V8 Middy wrote:DAMKIA wrote:
Use a decent guage of wire (4 or 8 Ga ricer boombox stuff, FUSED AT THE BATTERY!!!) to get the power up to the roof bar and mount the relays up there. Run a decent earth too (often overlooked).
So if the wire is the same guage all the way through a continuous circuit, what difference does it make having the relays up on the roof?
None, but the idea is to use a very heavy guage wire to get the "bulk" power up to the roof then tap off that with smaller wire to the lights.
Imagine a hose pipe with a tap. Turn on the tap and water flows out at a certain rate. Put a trigger on the end of the hose and water still flows at the same rate.
Definitely fuse as close to the battery as possible (ie. centimeters!!) From there, mount the relays wherever is most practical... probably in the engine bay. 8Ga wire will be enough for 400W of lights. If you like, you can even connect 1 length of 8ga wire to both relays. Otherwise, if its easier the run 2 lengths of slightly thinner wire.

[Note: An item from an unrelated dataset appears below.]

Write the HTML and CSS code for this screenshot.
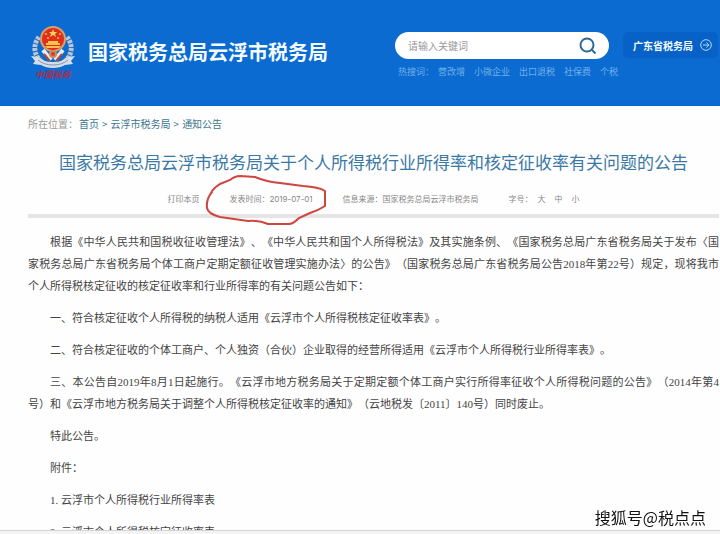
FILE: index.html
```
<!DOCTYPE html>
<html lang="zh-CN">
<head>
    <meta charset="UTF-8">
    <meta name="viewport" content="width=device-width, initial-scale=1.0">
    <title>国家税务总局云浮市税务局</title>
    <link rel="stylesheet" href="styles.css">
</head>
<body>
    <header class="header">
        <svg class="emblem" viewBox="0 0 46 56" aria-hidden="true">
            <!-- wheat wreath -->
            <path d="M9 13C2 22 4 33 14 39M37 13c7 9 5 20-5 26" fill="none" stroke="#b9c6d6" stroke-width="5" stroke-dasharray="3 1"/>
            <path d="M11 15C5 23 7 32 15 37M35 15c6 8 4 17-4 22" fill="none" stroke="#56677c" stroke-width="1" stroke-dasharray="2 2"/>
            <path d="M13 26l8 10M33 26l-8 10" stroke="#e8edf2" stroke-width="4"/>
            <path d="M14 30l6 7M32 30l-6 7" stroke="#b14a3c" stroke-width="2"/>
            <!-- national emblem -->
            <circle cx="23" cy="15" r="13" fill="#d8a06a"/>
            <circle cx="23" cy="15" r="11" fill="#e0301c"/>
            <path d="M23 5l1 3h3l-2 2 1 3-3-2-3 2 1-3-2-2h3z" fill="#ffd25e"/>
            <g fill="#ffc04e">
                <circle cx="16" cy="10" r="1"/>
                <circle cx="30" cy="10" r="1"/>
                <circle cx="18" cy="14" r="1"/>
                <circle cx="28" cy="14" r="1"/>
                <path d="M18 17h10v2h2v2H16v-2h2zM15 22h16l-2 2H17z"/>
            </g>
            <circle cx="23" cy="30" r="4" fill="#c98a5c"/>
            <circle cx="23" cy="30" r="2" fill="#d8402a"/>
            <!-- ribbon -->
            <path d="M1 32l8 1q3 5 14 5t14-5l8-1-4 5 2 3-8 1q-5 3-12 3t-12-3l-8-1 2-3z" fill="#d5dde6"/>
            <path d="M8 36q6 5 15 5t15-5" fill="none" stroke="#8496aa" stroke-width="1"/>
            <text x="23" y="54" class="emblem-text">中国税务</text>
        </svg>
        <div class="site-name">国家税务总局云浮市税务局</div>
        <div class="search">
            <form class="search-box">
                <input type="text" aria-label="搜索" placeholder="请输入关键词">
                <button type="button" class="search-btn" aria-label="搜索">
                    <svg viewBox="0 0 18 18" width="18" height="18">
                        <circle cx="8" cy="8" r="6.5"/>
                        <path d="M12.5 12.5l4 4"/>
                    </svg>
                </button>
            </form>
            <div class="hot-words">
                <span>热搜词：</span>
                <a href="#">营改增</a>
                <a href="#">小微企业</a>
                <a href="#">出口退税</a>
                <a href="#">社保费</a>
                <a href="#">个税</a>
            </div>
        </div>
        <a href="#" class="province">
            广东省税务局
            <svg viewBox="0 0 12 12" width="12" height="12">
                <circle cx="6" cy="6" r="5.3"/>
                <path d="M3 6h6M6.5 3.5L9 6 6.5 8.5"/>
            </svg>
        </a>
    </header>

    <main class="content">
        <nav class="breadcrumb">
            <span class="label">所在位置：</span>
            <a href="#">首页</a>
            <span>&gt;</span>
            <a href="#">云浮市税务局</a>
            <span>&gt;</span>
            <a href="#">通知公告</a>
        </nav>

        <h1>国家税务总局云浮市税务局关于个人所得税行业所得率和核定征收率有关问题的公告</h1>

        <div class="meta">
            <a href="#">打印本页</a>
            <span class="date">
                发表时间：2019-07-01
                <svg class="mark" viewBox="0 0 126 54" width="126" height="54" aria-hidden="true">
                    <path d="M8 20C10 15 14 13 17 11L27 7Q32 3 37 3L52 4Q64 9 77 10L100 13Q116 14 122 18L122 33Q116 37 107 40L96 45Q90 51 86 51L65 51Q56 47 45 48L17 44Q5 41 4 35Q3 26 9 19"/>
                </svg>
            </span>
            <span>信息来源：国家税务总局云浮市税务局</span>
            <span class="font-size">字号：
                <a href="#">大</a>
                <a href="#">中</a>
                <a href="#">小</a>
            </span>
        </div>

        <article class="article">
            <p>根据《中华人民共和国税收征收管理法》、《中华人民共和国个人所得税法》及其实施条例、《国家税务总局广东省税务局关于发布〈国家税务总局广东省税务局个体工商户定期定额征收管理实施办法〉的公告》（国家税务总局广东省税务局公告2018年第22号）规定，现将我市个人所得税核定征收的核定征收率和行业所得率的有关问题公告如下：</p>
            <p>一、符合核定征收个人所得税的纳税人适用《云浮市个人所得税核定征收率表》。</p>
            <p>二、符合核定征收的个体工商户、个人独资（合伙）企业取得的经营所得适用《云浮市个人所得税行业所得率表》。</p>
            <p>三、本公告自2019年8月1日起施行。《云浮市地方税务局关于定期定额个体工商户实行所得率征收个人所得税问题的公告》（2014年第4号）和《云浮市地方税务局关于调整个人所得税核定征收率的通知》（云地税发〔2011〕140号）同时废止。</p>
            <p>特此公告。</p>
            <p>附件：</p>
            <p>1. 云浮市个人所得税行业所得率表</p>
            <p>2. 云浮市个人所得税核定征收率表</p>
        </article>
    </main>

    <footer class="bottom-bar"></footer>
    <div class="watermark">搜狐号@税点点</div>
</body>
</html>
```
FILE: styles.css
```
* {
    box-sizing: border-box;
}

body {
    margin: 0;
    height: 100vh;
    display: flex;
    flex-direction: column;
    overflow: hidden;
    background-color: #fefefe;
    font-family: "Noto Sans CJK SC", sans-serif;
    text-spacing-trim: space-all;
}

a {
    color: inherit;
    text-decoration: none;
}

.header {
    flex: none;
    display: flex;
    align-items: flex-start;
    padding: 24px 2px 24px 30px;
    min-height: 106px;
    background-color: #0b6bd1;
}

.emblem {
    flex: none;
    width: 46px;
    height: 56px;
}

.emblem-text {
    font-size: 9px;
    font-weight: bold;
    font-style: italic;
    text-anchor: middle;
    fill: #a3304f;
}

.site-name {
    flex: 1;
    padding: 13px 0 0 12px;
    font-size: 20px;
    line-height: 30px;
    font-weight: bold;
    color: #f4fbff;
    white-space: nowrap;
}

.search {
    flex: none;
    width: 228px;
    padding-top: 8px;
}

.search-box {
    display: flex;
    align-items: center;
    width: 214px;
    height: 27px;
    padding: 0 12px 0 13px;
    border-radius: 14px;
    background-color: #fff;
}

.search-box input {
    flex: 1;
    min-width: 0;
    padding: 0;
    border: 0;
    outline: 0;
    background: none;
    font-family: inherit;
    font-size: 10px;
}

.search-box input::placeholder {
    color: #999;
}

.search-btn {
    display: flex;
    padding: 0;
    border: 0;
    background: none;
    cursor: pointer;
}

.search-btn svg {
    fill: none;
    stroke: #2d6a97;
    stroke-width: 2;
}

.hot-words {
    display: flex;
    gap: 9px;
    padding: 6px 0 0 3px;
    font-size: 9px;
    line-height: 14px;
    color: #70b0ea;
    white-space: nowrap;
}

.hot-words span {
    margin-right: -5px;
}

.province {
    flex: none;
    display: flex;
    align-items: center;
    justify-content: space-between;
    width: 95px;
    height: 26px;
    margin-top: 8px;
    padding: 0 6px 0 10px;
    border-radius: 5px;
    background-color: #0761c6;
    font-size: 10px;
    font-weight: bold;
    color: #f4fbff;
    white-space: nowrap;
}

.province svg {
    fill: none;
    stroke: #b5d8f6;
    stroke-width: 1;
}

.content {
    flex: 1;
    min-height: 0;
    overflow: hidden;
    padding: 10px 1px 0 28px;
}

.breadcrumb {
    display: flex;
    gap: 3px;
    font-size: 10px;
    line-height: 16px;
    color: #3f7890;
}

.breadcrumb .label {
    margin-right: -2px;
    color: #999;
}

h1 {
    margin: 17px 0 0;
    font-size: 17px;
    line-height: 26px;
    font-weight: normal;
    text-align: center;
    color: #3a79a5;
    white-space: nowrap;
}

.meta {
    display: flex;
    justify-content: center;
    gap: 30px;
    padding: 16px 0 7px;
    border-bottom: 4px solid #e5e5e5;
    font-family: Inter, "Noto Sans CJK SC", sans-serif;
    font-size: 8px;
    line-height: 16px;
    color: #888;
    white-space: nowrap;
}

.date {
    position: relative;
}

/* hand-drawn ring round the publish date */
.mark {
    position: absolute;
    left: -26px;
    top: -18px;
    fill: none;
    stroke: #cf4540;
    stroke-width: 2;
    stroke-linecap: round;
}

.font-size {
    display: flex;
    gap: 9px;
}

.font-size a:first-child {
    margin-left: -4px;
}

.article {
    padding-top: 13px;
    font-family: "Liberation Serif", "Noto Sans CJK SC", serif;
    font-size: 11px;
    line-height: 22px;
    text-align: justify;
    color: #444;
}

.article p {
    margin: 0 0 10px;
    text-indent: 2em;
}

.bottom-bar {
    flex: none;
    height: 4px;
    border-top: 1px solid #d4d4d4;
    background-color: #f4f4f4;
}

.watermark {
    position: fixed;
    right: 14px;
    bottom: 6px;
    font-size: 16px;
    line-height: 22px;
    color: #111;
    text-shadow: 0 0 2px #fff, 1px 1px 0 #fff;
}
```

Ok, the idea is to feed one mofo power cable up there (capable of handling 50-80A over its length with minimal voltage drop), and then tap into it at the roof level, instead of running several smaller wires for each light (carrying med-heavy current 10-16 A or so). In effect it is a buss bar system that most sparkies would be well familiar with. Would also suggest a 2 pin Anderson power connection and Molex trigger wire connector to be added under the bonnet if you want to remove the lightbar in the city (police reasons...) or at least disconnect it for safety.
The only wires will be a 8 Ga +ve, 8 Ga earth, and one light duty 18-22 Ga trigger cable for each relay, versus a seperate med-heavy power wire for each light and an 8 Ga heavy earth return. Much easier to have to deal with one heavy +12v wire than 4 medium +12v ones, heavy one is more rigid and less susceptable to vibration. One 8 Ga power line for 4 x 100 watt lights, one earth return, and one relay trigger for all on/all off operation, or two triggers for 2x2 on/off. Trigger wire have 5 amp fuses, all that is really necessary.
The other issue is about the voltage drop along the power cable. With lights, about 20% of their brightness comes in the last 1-1.5 volts of their operation (compare headlight brightness at 12.8 v engine off, then with 14 volt fast idle) The main idea behind the buss bar approach (in any electical application) is to minimise the voltage losses, therefore reduce heat generation in the cabling, and reduce the possibility of shorts ocurring due to softening/failing insulation.
This also gives the option of peeling off an external 12v socket for campsite light/power, or seperate line for adjustable worklight/overhead reversing light without having to run yet another heavy cable carrying switched current from under the bonnet.